Tim Burton's 'Frankenweenie'
At its core, Frankenweenie is a love story between a boy and his dog.
It is also a beautifully crafted homage to classic horror films, a study of grief and a commentary on the mysteries of science and those who narrow-mindedly fear its advances.
Drawing on director Tim Burton's trademark fascination with the macabre, the tale is leavened with a touching sweetness and sharp wit. He hasn't fused those elements so appealingly since 2005's The Corpse Bride.
In Frankenweenie (* * * ½ out of four; rated PG; opening Friday nationwide), Burton joins forces with co-writer John August, as he has on four previous films. Both the black-and-white palette and the stop-motion animation style, in 3-D, suit the subject matter perfectly. Victor Frankenstein (voiced by Charlie Tahan) is a likable loner whose only true pal is his plucky, lovable terrier, Sparky.
Victor lives in the well-ordered city of New Holland (a stand-in for suburban Burbank, Calif., where Burton grew up). He is fascinated by filmmaking and science, but Victor's dad (Martin Short) wants him to spend more time outdoors. The results of that effort lead to Sparky's accidental death.
Devastated when Sparky dies, Victor drags himself to school, where he spends class time sadly doodling images of his beloved dog. When he learns about electricity from his science teacher, the imposing Mr. Rzykruski (Martin Landau),Victor resolves to harness its powers and re-animate Sparky.

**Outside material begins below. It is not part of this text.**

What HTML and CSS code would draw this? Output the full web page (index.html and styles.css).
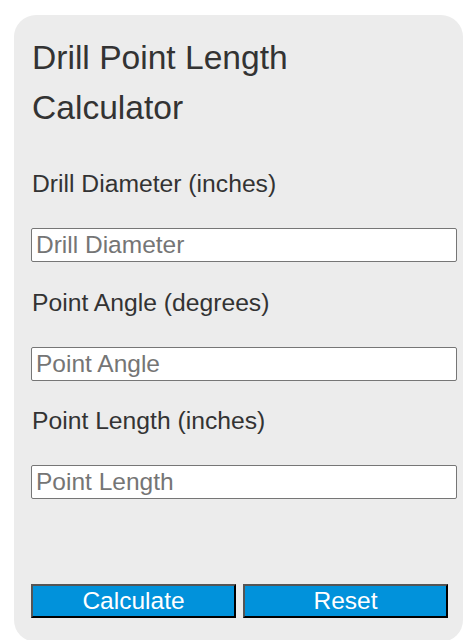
FILE: index.html
```html
<!DOCTYPE html>
<html lang="en">
<head>
<meta charset="utf-8">
<title>Drill Point Length Calculator</title>
<link rel="stylesheet" href="styles.css">
</head>
<body>
<div class="card">
  <h1 class="title">Drill Point Length Calculator</h1>
  <div class="field">
    <label class="label" for="d">Drill Diameter (inches)</label>
    <input class="input" id="d" type="text" placeholder="Drill Diameter">
  </div>
  <div class="field">
    <label class="label" for="a">Point Angle (degrees)</label>
    <input class="input" id="a" type="text" placeholder="Point Angle">
  </div>
  <div class="field">
    <label class="label" for="l">Point Length (inches)</label>
    <input class="input" id="l" type="text" placeholder="Point Length">
  </div>
  <div class="buttons">
    <button class="btn" type="button">Calculate</button>
    <button class="btn" type="button">Reset</button>
  </div>
</div>
</body>
</html>
```

FILE: styles.css
```css
html, body {
  margin: 0;
  padding: 0;
  background: #ffffff;
}
body {
  font-family: "Liberation Sans", Arial, sans-serif;
  color: #333333;
}
.card {
  box-sizing: border-box;
  width: 449px;
  height: 627px;
  margin: 15px 0 0 14px;
  padding: 18px 0 0 17px;
  background: #ececec;
  border-radius: 22px;
}
.title {
  max-width: 320px;
  margin: 0 0 37px 1px;
  font-size: 33.6px;
  font-weight: normal;
  line-height: 50px;
  color: #333333;
}
.field {
  display: flex;
  flex-direction: column;
  align-items: flex-start;
  margin-bottom: 26.5px;
}
.label {
  display: block;
  margin: 0 0 30px 1px;
  font-size: 24.7px;
  line-height: 28px;
}
.input {
  box-sizing: border-box;
  width: 426px;
  height: 34px;
  margin: 0;
  padding: 1px 4px;
  font-family: "Liberation Sans", Arial, sans-serif;
  font-size: 24.5px;
  color: #333333;
  background: #ffffff;
  border: 1px solid #767676;
  border-radius: 2px;
}
.input::placeholder {
  color: #757575;
}
.buttons {
  display: flex;
  gap: 7px;
  margin-top: 85px;
}
.btn {
  box-sizing: border-box;
  width: 205px;
  height: 34px;
  margin: 0;
  padding: 0;
  font-family: "Liberation Sans", Arial, sans-serif;
  font-size: 24.5px;
  line-height: 28px;
  color: #ffffff;
  background: #0192db;
  border-style: solid;
  border-width: 2px;
  border-color: #555555 #000000 #000000 #555555;
  border-radius: 0;
}
```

In a scene that directly recalls Frankenstein, he revives the carcass of Sparky, and to his joy, his old friend returns, cheerful as ever. Victor tries to hide his stitched-together creation to no avail. His classmates seek to imitate Victor's efforts, with bizarrely funny, mutated results.
One of the most captivating characters is Mr. Rzykruski, modeled on Vincent Price, the actor whose last role was in Burton's Edward Scissorhands. Landau deftly captures Price's distinctive vocal cadences.

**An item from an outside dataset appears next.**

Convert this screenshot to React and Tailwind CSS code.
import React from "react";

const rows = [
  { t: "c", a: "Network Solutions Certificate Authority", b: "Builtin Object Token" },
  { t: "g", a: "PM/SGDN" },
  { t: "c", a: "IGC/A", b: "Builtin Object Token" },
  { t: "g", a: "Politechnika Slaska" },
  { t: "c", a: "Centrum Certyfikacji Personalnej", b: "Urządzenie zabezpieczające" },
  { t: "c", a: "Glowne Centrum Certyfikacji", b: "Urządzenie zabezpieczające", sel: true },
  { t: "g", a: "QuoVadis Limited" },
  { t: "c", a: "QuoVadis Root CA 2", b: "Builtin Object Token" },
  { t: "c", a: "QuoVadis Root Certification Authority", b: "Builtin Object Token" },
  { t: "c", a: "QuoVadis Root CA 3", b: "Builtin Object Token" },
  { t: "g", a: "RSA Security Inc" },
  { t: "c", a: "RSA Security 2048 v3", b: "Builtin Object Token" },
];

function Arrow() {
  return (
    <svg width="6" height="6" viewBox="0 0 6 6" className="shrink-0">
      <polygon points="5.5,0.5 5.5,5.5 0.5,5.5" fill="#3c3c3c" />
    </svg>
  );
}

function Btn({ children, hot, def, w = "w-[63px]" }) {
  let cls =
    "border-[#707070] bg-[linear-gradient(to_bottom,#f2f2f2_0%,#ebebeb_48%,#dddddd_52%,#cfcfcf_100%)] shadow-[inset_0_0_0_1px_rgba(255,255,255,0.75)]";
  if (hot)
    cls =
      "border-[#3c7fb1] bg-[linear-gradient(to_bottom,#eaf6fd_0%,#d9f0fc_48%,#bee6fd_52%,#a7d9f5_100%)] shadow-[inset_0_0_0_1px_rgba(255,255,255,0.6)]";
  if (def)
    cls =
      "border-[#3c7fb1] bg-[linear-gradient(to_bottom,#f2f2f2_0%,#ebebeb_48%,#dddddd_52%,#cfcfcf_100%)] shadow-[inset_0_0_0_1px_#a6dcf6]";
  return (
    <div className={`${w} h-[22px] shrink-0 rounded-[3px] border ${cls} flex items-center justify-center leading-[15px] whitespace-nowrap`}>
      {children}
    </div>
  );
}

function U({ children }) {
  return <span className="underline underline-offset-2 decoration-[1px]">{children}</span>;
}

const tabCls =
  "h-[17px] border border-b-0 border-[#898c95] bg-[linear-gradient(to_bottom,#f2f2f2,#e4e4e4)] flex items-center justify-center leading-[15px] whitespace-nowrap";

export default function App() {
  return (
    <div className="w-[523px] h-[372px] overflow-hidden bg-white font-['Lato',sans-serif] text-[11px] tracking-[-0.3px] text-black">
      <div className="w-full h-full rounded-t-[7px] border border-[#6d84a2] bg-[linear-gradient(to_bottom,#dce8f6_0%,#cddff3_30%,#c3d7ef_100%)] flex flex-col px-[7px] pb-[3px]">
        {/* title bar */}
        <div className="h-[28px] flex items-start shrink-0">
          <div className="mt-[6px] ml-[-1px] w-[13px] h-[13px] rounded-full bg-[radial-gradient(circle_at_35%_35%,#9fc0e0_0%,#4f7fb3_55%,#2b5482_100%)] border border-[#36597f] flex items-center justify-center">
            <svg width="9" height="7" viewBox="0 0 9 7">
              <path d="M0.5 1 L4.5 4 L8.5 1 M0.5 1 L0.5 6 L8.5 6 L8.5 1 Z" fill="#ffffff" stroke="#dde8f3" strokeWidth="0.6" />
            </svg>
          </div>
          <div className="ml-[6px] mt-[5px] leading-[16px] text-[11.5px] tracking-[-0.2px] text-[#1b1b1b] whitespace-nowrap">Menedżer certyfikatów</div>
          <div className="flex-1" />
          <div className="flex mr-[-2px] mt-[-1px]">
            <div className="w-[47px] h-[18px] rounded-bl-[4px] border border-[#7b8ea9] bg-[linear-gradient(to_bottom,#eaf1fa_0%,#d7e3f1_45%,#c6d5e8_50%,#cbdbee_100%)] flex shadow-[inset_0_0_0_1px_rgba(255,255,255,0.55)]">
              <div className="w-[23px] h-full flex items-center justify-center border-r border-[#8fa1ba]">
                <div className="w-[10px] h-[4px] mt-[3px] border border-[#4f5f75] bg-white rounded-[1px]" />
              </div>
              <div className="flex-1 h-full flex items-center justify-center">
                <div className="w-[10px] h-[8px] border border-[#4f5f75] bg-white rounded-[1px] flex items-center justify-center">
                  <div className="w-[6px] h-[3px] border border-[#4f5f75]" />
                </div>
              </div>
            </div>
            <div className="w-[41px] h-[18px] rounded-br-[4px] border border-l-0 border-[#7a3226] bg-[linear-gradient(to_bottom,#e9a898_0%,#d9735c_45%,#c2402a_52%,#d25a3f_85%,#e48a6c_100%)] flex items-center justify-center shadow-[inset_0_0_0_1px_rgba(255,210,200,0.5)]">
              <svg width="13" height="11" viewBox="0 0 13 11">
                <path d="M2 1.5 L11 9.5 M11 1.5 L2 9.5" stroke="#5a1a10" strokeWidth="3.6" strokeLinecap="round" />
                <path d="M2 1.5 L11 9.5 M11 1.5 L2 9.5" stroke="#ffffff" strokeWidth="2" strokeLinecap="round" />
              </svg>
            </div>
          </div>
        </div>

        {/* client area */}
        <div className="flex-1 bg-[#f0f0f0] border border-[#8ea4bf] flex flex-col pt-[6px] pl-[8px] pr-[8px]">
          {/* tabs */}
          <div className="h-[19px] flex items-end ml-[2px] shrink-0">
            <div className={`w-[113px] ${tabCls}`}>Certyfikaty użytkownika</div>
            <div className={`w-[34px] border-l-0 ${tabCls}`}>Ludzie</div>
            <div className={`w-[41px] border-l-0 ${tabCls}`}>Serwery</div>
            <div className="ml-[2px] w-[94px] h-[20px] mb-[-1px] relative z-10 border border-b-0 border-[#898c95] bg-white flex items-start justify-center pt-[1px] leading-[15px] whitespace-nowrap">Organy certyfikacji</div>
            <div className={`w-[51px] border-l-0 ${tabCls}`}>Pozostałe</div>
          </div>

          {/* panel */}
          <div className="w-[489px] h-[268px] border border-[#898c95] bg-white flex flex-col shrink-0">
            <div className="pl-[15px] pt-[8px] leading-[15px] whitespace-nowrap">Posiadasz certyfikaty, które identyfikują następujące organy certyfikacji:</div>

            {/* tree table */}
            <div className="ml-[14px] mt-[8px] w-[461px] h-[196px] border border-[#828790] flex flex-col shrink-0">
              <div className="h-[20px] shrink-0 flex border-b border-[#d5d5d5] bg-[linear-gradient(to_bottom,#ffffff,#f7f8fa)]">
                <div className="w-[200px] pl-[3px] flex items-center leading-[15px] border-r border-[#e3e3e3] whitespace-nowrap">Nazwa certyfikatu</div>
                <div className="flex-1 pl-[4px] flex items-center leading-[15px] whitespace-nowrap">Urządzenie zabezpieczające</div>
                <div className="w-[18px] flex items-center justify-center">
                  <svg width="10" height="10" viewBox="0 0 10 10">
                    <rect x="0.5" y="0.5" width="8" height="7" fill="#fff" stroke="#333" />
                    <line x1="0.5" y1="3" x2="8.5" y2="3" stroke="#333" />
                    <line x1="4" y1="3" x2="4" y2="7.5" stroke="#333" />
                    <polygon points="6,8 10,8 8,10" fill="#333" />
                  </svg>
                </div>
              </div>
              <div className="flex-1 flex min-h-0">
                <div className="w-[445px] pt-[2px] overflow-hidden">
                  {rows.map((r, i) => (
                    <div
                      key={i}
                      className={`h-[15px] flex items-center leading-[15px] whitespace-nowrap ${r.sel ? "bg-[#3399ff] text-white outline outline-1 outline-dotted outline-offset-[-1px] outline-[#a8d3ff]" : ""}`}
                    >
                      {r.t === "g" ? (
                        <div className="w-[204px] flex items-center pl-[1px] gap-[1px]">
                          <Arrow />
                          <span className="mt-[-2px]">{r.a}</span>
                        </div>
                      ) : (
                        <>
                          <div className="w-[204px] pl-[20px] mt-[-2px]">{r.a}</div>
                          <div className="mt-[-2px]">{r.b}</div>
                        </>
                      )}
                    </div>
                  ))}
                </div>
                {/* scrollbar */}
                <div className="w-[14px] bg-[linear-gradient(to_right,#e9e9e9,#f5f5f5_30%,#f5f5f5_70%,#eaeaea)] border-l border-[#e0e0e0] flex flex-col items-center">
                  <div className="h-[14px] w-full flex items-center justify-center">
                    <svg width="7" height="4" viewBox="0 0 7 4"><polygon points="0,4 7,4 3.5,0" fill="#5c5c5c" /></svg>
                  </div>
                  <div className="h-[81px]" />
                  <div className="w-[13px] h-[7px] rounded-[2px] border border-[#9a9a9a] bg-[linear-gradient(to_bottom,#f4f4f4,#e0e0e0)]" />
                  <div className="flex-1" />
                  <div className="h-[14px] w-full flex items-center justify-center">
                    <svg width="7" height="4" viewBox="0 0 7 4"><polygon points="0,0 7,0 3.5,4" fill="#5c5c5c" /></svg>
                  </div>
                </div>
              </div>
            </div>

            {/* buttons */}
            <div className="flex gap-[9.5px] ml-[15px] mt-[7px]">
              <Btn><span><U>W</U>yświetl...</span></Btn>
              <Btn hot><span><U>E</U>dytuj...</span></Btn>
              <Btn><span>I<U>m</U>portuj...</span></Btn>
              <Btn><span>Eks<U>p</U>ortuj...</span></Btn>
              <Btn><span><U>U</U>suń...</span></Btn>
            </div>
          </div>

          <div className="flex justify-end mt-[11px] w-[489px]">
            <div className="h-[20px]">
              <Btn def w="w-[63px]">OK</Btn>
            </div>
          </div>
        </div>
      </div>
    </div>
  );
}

The tale will resonate powerfully with anyone who has loved a dog and suffered its loss. A few scenes may be a bit scary for the youngest audiences, and Victor's act of bringing a beloved pet back to life could require a conversation with children about not trying this at home.
Stop-motion animation is the ideal medium here, bringing puppets to life as it does. Sparky is adorable as a living canine and equally endearing as a stitched and bolted creation. In both forms, he has the same spunky personality and eager-to-please, wide-eyed grin.
Based on Burton's 1984 live-action short of the same name - and incorporating some of the original drawings - Frankenweenie is enlivened with beguiling visuals and captivating action sequences. The science is murky at best, but the underlying themes are profound, and the story is equal parts funny and poignant. It's Burton's most moving film.
While the director's trademark stylistic touches are clearly evident - after his reanimation, Sparky casually sheds body parts rather than fur, and graveyards are a key location - the story has an emotional heft that's unusual for Burton, who has often been more concerned with the eccentric than the heart-stirring.
It has Halloween classic writ large all over it, but Frankenweenie is a family-friendly fantasy that will enthrall audiences any time of year.